The most effective approach starts by classifying business processes by operational criticality. Estimating, procurement, site reporting, equipment management, finance, payroll, and executive reporting do not all require the same recovery time objective or recovery point objective. Once those priorities are clear, leaders can choose between Multi-tenant SaaS, Dedicated Cloud, Private Cloud, or Hybrid Cloud models based on control, compliance, integration complexity, and resilience requirements. In many construction environments, a dedicated or managed cloud approach is preferred when custom integrations, data residency, advanced security, or recovery orchestration matter more than lowest-cost standardization.
A modern recovery architecture for Odoo should address application availability, PostgreSQL data protection, file storage durability, Redis session resilience where relevant, reverse proxy and load balancing continuity, identity and access management, observability, and tested failover procedures. Cloud-native Architecture, Kubernetes, Docker, CI/CD, GitOps, and Infrastructure as Code can improve repeatability and recovery confidence, but only when introduced with operational discipline. The business outcome is not simply faster restoration. It is reduced project disruption, stronger auditability, better partner confidence, and a more predictable operating model for growth, acquisitions, and regional expansion.

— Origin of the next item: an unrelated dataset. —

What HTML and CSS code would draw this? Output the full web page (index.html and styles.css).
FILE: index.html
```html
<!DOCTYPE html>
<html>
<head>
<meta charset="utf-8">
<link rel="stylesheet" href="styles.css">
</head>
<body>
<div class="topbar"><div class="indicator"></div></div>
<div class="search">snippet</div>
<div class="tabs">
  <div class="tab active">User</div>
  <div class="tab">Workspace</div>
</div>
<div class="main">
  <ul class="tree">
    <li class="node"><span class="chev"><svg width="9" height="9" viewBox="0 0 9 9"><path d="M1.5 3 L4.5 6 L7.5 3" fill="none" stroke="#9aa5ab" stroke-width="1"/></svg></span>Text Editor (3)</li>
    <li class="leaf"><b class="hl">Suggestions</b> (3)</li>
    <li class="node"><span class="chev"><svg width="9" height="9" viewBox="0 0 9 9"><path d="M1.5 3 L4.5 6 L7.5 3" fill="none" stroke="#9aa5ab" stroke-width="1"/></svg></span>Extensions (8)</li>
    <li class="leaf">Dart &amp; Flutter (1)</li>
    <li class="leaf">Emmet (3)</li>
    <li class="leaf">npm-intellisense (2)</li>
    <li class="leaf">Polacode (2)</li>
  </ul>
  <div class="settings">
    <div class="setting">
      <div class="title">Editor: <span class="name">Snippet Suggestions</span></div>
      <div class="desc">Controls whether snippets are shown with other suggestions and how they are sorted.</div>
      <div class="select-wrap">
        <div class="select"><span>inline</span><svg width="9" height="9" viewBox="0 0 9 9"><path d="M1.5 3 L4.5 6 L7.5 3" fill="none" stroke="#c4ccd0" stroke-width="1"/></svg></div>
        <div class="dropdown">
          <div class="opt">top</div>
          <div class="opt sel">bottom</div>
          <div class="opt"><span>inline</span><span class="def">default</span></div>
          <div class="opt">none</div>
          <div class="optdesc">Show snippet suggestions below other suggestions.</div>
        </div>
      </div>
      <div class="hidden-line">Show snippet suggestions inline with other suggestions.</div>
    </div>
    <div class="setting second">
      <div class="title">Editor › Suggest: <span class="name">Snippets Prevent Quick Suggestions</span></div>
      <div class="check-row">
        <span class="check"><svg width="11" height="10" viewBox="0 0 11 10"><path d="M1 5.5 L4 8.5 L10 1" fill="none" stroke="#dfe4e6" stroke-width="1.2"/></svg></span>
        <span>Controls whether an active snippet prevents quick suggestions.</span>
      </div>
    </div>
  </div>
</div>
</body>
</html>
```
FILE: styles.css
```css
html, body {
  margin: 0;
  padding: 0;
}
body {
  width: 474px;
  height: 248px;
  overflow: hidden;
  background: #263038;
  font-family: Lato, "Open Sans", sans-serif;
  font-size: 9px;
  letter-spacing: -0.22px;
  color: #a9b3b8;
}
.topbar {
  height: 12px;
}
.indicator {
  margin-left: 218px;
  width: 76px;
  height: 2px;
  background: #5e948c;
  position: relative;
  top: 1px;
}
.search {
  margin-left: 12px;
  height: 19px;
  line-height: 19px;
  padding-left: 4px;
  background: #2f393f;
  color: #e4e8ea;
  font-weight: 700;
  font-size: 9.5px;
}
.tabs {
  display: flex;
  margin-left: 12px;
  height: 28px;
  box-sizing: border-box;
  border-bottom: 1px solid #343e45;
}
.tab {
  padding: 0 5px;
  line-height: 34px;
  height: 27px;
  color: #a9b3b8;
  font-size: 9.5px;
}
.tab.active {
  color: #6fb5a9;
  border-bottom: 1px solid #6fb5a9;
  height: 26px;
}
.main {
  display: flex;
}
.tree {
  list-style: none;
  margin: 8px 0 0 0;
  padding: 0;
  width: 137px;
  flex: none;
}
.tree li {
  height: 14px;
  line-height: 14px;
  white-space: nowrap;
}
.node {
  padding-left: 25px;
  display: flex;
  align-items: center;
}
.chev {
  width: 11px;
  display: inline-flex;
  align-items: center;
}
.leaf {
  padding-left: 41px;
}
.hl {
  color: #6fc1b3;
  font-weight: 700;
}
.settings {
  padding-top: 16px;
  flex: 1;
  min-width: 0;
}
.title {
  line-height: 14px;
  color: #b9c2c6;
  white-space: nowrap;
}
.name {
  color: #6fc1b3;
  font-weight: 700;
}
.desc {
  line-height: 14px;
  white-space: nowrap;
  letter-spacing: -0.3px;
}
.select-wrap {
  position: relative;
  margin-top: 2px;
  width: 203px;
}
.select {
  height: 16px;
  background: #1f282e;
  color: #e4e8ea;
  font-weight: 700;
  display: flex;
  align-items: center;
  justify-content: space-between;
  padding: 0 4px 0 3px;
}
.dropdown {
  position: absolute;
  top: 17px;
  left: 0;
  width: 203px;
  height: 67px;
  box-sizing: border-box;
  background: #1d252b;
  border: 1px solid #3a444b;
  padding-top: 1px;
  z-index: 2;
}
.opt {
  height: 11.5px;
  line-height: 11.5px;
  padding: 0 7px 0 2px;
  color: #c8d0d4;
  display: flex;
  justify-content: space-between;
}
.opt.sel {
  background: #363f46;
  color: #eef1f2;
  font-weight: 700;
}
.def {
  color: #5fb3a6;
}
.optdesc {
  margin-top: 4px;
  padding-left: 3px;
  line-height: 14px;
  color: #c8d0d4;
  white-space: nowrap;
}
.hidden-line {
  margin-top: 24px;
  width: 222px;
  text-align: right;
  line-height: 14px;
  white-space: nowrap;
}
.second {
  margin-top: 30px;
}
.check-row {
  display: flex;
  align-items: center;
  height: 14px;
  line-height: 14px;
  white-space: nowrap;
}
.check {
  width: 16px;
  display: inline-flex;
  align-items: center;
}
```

Why construction recovery planning must start with operational dependencies
Construction organizations often underestimate how many workflows depend on ERP availability. A delayed invoice approval can affect subcontractor relationships. A missing purchase order can slow material delivery. A payroll interruption can create workforce trust issues. A failed integration with project management or document systems can leave site teams working from stale information. For this reason, backup strategy should not be defined as a storage policy. It should be defined as an operational recovery model tied to project execution, financial control, and compliance obligations.
Executive teams should map systems into three categories: systems that stop revenue operations when unavailable, systems that degrade productivity but allow temporary workarounds, and systems that can be restored later without material business impact. This classification informs hosting design, backup frequency, replication strategy, and support coverage. It also prevents a common mistake: applying the same recovery design to every workload and overspending on low-value resilience while underprotecting mission-critical processes.

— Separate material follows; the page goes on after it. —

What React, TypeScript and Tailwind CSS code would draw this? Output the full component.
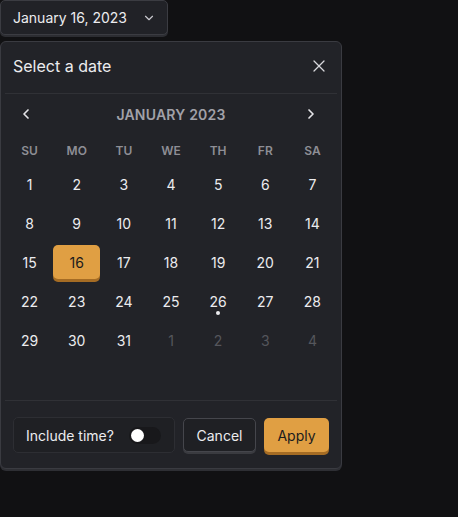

| Business area | Typical outage impact | Recovery priority | Recommended design emphasis |
|---|---|---|---|
| Finance and billing | Cash flow delays, reporting disruption, audit risk | High | Frequent backups, tested restore, strong access control |
| Procurement and inventory | Material delays, project schedule impact | High | High Availability, integration resilience, alerting |
| Field operations reporting | Reduced visibility, manual workarounds | Medium to high | Offline tolerance where possible, API-first recovery planning |
| HR and payroll | Employee trust and compliance exposure | High | Secure backup retention, controlled recovery access |
| Analytics and historical reporting | Decision latency, limited immediate operational impact | Medium | Cost-optimized recovery tiering |
Choosing the right hosting model for recovery outcomes
There is no universal best hosting model for construction ERP. The right choice depends on how much control the organization needs over integrations, security boundaries, performance isolation, and recovery orchestration. Multi-tenant SaaS can be appropriate for standardized requirements and lower operational overhead, but it may limit flexibility for custom recovery workflows, specialized integrations, or environment-level controls. Dedicated Cloud and Private Cloud models provide stronger isolation and more tailored recovery design, which is often valuable for enterprise construction groups with multiple legal entities, regional operations, or partner ecosystems.
Hybrid Cloud becomes relevant when construction firms must retain certain systems on-premises or in a separate private environment while modernizing ERP and collaboration services in the cloud. This is common when legacy estimating tools, document repositories, or identity systems cannot be moved immediately. In these cases, the recovery strategy must include dependency-aware failover planning, not just application backup. If Odoo is restored but upstream identity, file services, or integration middleware remain unavailable, the business still experiences downtime.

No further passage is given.